*Aim of the task*. Filter the data below for the string "table" and copy each matching line.

*Available records*.

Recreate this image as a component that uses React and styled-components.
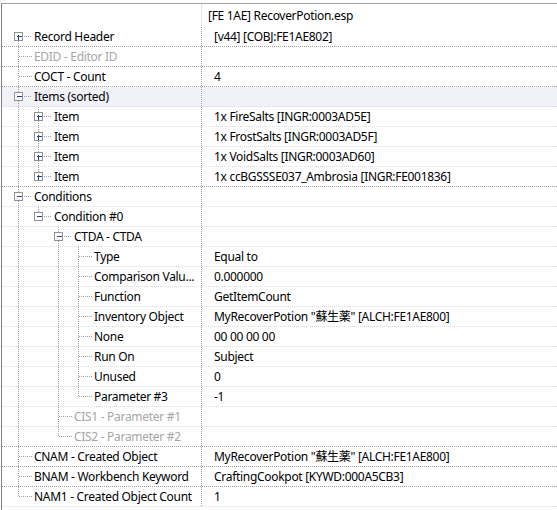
--
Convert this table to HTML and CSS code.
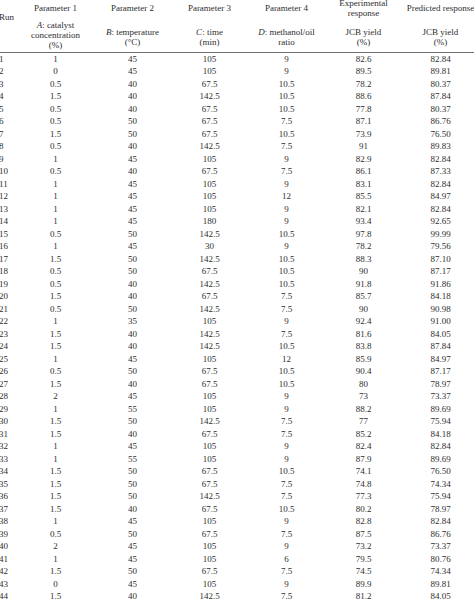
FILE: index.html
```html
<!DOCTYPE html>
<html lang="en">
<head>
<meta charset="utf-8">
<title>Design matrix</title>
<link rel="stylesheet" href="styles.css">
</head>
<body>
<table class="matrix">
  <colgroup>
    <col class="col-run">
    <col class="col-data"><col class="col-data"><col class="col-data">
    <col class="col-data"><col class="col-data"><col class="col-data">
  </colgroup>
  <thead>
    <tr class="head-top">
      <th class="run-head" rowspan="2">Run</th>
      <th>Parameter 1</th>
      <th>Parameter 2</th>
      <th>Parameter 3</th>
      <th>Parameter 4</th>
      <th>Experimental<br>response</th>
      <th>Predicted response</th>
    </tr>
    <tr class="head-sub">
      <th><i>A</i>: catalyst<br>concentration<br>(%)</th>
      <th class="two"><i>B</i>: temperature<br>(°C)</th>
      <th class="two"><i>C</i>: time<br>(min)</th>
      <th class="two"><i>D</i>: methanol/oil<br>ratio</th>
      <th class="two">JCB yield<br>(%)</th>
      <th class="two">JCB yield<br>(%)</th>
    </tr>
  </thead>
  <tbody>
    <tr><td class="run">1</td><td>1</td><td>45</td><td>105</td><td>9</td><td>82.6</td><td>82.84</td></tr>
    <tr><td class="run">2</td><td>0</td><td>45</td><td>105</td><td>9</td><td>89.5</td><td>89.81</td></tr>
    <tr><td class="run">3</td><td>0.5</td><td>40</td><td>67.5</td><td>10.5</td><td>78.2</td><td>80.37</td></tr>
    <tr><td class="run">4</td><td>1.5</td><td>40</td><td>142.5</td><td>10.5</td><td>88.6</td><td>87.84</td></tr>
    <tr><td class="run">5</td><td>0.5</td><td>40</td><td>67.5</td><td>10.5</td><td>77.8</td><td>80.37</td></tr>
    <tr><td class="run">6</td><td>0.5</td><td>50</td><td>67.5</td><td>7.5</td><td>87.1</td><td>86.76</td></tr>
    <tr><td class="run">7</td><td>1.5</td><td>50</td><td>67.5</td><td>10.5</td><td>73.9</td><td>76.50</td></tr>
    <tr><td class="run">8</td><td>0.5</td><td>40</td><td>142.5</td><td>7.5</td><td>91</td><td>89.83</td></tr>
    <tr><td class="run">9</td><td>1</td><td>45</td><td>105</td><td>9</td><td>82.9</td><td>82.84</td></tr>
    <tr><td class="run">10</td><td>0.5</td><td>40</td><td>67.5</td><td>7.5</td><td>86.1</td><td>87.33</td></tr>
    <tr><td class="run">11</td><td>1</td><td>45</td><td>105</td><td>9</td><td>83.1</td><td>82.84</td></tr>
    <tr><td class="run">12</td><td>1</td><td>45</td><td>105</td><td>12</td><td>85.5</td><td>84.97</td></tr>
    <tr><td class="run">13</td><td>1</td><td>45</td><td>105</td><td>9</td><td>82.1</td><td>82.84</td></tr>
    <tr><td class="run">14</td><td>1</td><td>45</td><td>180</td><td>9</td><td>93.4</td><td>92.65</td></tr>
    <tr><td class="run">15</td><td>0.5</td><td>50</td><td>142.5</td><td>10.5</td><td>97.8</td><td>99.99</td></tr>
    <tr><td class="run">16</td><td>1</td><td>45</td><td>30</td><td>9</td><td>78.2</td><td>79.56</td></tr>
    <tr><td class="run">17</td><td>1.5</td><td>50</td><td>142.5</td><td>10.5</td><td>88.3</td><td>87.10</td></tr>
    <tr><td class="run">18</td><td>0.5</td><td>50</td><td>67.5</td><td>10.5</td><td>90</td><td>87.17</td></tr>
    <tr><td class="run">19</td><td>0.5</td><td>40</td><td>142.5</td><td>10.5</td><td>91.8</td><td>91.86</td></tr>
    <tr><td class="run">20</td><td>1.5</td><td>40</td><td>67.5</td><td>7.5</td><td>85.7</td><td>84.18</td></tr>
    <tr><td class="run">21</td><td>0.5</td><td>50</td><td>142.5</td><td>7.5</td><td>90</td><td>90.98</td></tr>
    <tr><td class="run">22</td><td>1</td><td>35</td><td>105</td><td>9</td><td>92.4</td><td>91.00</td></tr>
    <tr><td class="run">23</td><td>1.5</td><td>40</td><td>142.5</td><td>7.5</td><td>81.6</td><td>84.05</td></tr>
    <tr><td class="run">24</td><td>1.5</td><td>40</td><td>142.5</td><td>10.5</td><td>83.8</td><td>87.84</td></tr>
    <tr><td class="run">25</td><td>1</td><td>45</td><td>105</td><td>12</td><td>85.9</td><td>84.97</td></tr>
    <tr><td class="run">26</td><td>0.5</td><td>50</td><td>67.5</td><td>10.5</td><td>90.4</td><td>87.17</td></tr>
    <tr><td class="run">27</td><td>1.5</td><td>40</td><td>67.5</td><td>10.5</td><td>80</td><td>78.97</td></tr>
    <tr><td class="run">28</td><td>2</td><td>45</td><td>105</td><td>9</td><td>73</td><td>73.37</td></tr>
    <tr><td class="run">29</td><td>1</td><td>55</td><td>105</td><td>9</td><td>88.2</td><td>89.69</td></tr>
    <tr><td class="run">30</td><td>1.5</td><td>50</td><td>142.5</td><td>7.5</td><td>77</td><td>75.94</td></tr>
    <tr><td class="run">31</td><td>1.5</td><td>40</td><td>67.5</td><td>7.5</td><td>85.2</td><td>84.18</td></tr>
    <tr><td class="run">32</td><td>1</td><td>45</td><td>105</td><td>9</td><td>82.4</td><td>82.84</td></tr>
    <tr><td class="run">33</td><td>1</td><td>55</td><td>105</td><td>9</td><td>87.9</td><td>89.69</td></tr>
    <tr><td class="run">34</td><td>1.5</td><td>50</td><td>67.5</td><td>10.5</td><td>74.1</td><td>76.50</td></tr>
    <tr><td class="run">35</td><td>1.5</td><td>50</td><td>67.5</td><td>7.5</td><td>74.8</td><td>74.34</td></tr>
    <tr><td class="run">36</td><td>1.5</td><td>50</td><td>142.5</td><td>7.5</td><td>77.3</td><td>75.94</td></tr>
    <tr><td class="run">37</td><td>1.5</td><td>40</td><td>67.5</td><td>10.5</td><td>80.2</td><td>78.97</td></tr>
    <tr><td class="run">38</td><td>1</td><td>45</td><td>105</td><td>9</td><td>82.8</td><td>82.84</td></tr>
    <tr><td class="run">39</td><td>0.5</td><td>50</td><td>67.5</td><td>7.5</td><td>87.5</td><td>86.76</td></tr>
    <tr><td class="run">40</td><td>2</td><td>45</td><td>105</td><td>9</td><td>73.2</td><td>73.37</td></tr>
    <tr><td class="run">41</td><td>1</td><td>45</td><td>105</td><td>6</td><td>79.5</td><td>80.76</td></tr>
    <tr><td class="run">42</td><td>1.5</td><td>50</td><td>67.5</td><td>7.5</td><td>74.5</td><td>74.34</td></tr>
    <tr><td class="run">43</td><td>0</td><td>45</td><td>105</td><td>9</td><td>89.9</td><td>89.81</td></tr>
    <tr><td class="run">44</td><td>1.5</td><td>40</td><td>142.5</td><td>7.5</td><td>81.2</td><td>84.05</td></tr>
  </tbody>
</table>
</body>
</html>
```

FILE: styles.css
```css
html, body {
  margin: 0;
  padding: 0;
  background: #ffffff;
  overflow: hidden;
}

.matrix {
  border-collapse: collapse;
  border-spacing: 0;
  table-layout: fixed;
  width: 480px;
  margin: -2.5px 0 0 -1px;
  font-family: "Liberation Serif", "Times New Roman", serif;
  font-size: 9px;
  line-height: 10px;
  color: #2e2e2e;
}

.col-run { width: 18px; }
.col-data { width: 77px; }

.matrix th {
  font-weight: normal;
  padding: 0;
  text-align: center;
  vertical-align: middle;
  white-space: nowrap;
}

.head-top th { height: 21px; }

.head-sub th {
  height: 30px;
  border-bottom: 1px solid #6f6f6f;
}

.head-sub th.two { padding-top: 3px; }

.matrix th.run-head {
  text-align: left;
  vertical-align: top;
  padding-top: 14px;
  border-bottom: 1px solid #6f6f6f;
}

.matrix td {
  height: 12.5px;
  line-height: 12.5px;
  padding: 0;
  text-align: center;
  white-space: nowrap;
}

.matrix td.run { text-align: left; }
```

*The answer*.
Convert this table to HTML and CSS code.
<table class="matrix">
</table>
  table-layout: fixed;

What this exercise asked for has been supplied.